In paragraaf 2.4 is geconstateerd dat een reservist niet in aanmerking komt voor de bovenwettelijke uitkering bij ziekte na ontslag (ziekengeld na ontslag) en de uitkering gewezen militairen (UGM). De beroepsmilitair komt wel in aanmerking voor deze uitkeringen. Bij deze arbeidsvoorwaarden wordt dus onderscheid gemaakt op grond van arbeidsduur. Voor het ziekengeld na ontslag zou een objectieve rechtvaardiging voor dit verschil gevonden kunnen worden in de situatie dat de aanspraak op de uitkering op grond van de laatstelijk genoten bezoldiging zeer gering is.

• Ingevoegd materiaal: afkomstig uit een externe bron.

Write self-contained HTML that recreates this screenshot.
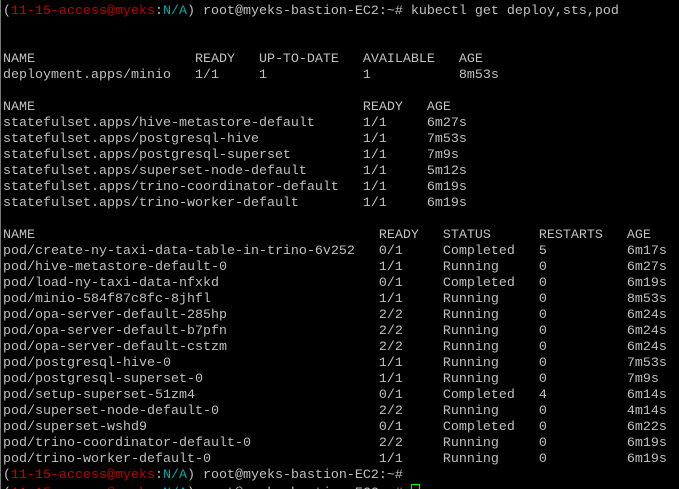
<!DOCTYPE html>
<html><head><style>
html,body{margin:0;padding:0;background:#000;width:679px;height:489px;overflow:hidden}
pre{margin:0;padding:4px 0 0 2px;font-family:"Liberation Mono",monospace;font-size:13.33px;line-height:16px;color:#c0c0c0;border-left:1px solid #777;height:489px;box-sizing:border-box}
.r{color:#c00000}.c{color:#00a8a8}
.cur{display:inline-block;width:7px;height:13px;border:1px solid #00ff00;vertical-align:-3px}
</style></head><body><pre>(<span class="r">11-15-access@myeks</span>:<span class="c">N/A</span>) root@myeks-bastion-EC2:~# kubectl get deploy,sts,pod


NAME                    READY   UP-TO-DATE   AVAILABLE   AGE
deployment.apps/minio   1/1     1            1           8m53s

NAME                                         READY   AGE
statefulset.apps/hive-metastore-default      1/1     6m27s
statefulset.apps/postgresql-hive             1/1     7m53s
statefulset.apps/postgresql-superset         1/1     7m9s
statefulset.apps/superset-node-default       1/1     5m12s
statefulset.apps/trino-coordinator-default   1/1     6m19s
statefulset.apps/trino-worker-default        1/1     6m19s

NAME                                           READY   STATUS      RESTARTS   AGE
pod/create-ny-taxi-data-table-in-trino-6v252   0/1     Completed   5          6m17s
pod/hive-metastore-default-0                   1/1     Running     0          6m27s
pod/load-ny-taxi-data-nfxkd                    0/1     Completed   0          6m19s
pod/minio-584f87c8fc-8jhfl                     1/1     Running     0          8m53s
pod/opa-server-default-285hp                   2/2     Running     0          6m24s
pod/opa-server-default-b7pfn                   2/2     Running     0          6m24s
pod/opa-server-default-cstzm                   2/2     Running     0          6m24s
pod/postgresql-hive-0                          1/1     Running     0          7m53s
pod/postgresql-superset-0                      1/1     Running     0          7m9s
pod/setup-superset-51zm4                       0/1     Completed   4          6m14s
pod/superset-node-default-0                    2/2     Running     0          4m14s
pod/superset-wshd9                             0/1     Completed   0          6m22s
pod/trino-coordinator-default-0                2/2     Running     0          6m19s
pod/trino-worker-default-0                     1/1     Running     0          6m19s
(<span class="r">11-15-access@myeks</span>:<span class="c">N/A</span>) root@myeks-bastion-EC2:~#
(<span class="r">11-15-access@myeks</span>:<span class="c">N/A</span>) root@myeks-bastion-EC2:~# <span class="cur"></span></pre></body></html>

Dat is echter maatwerk. In de situatie dat een reservist voorafgaand aan het ontslag juist wel veel is opgeroepen, zou dit immers anders kunnen zijn. De uitsluiting van de reservist voor de UGM-uitkering zou objectief

gerechtvaardigd kunnen worden op grond van de overweging dat deze uitkering een compensatie is voor het verlies aan inkomsten vanwege het leeftijdsontslag van militairen. Beroepsmilitairen verliezen als gevolg van het leeftijdsontslag hun hoofdinkomen. Echter, ook reservisten worden ontslagen op grond van leeftijd. Alsdan kan er ook bij de reservist sprake zijn van een verlies aan inkomsten. Dit verlies zal in de meeste gevallen echter minder groot zijn dan bij beroepsmilitairen.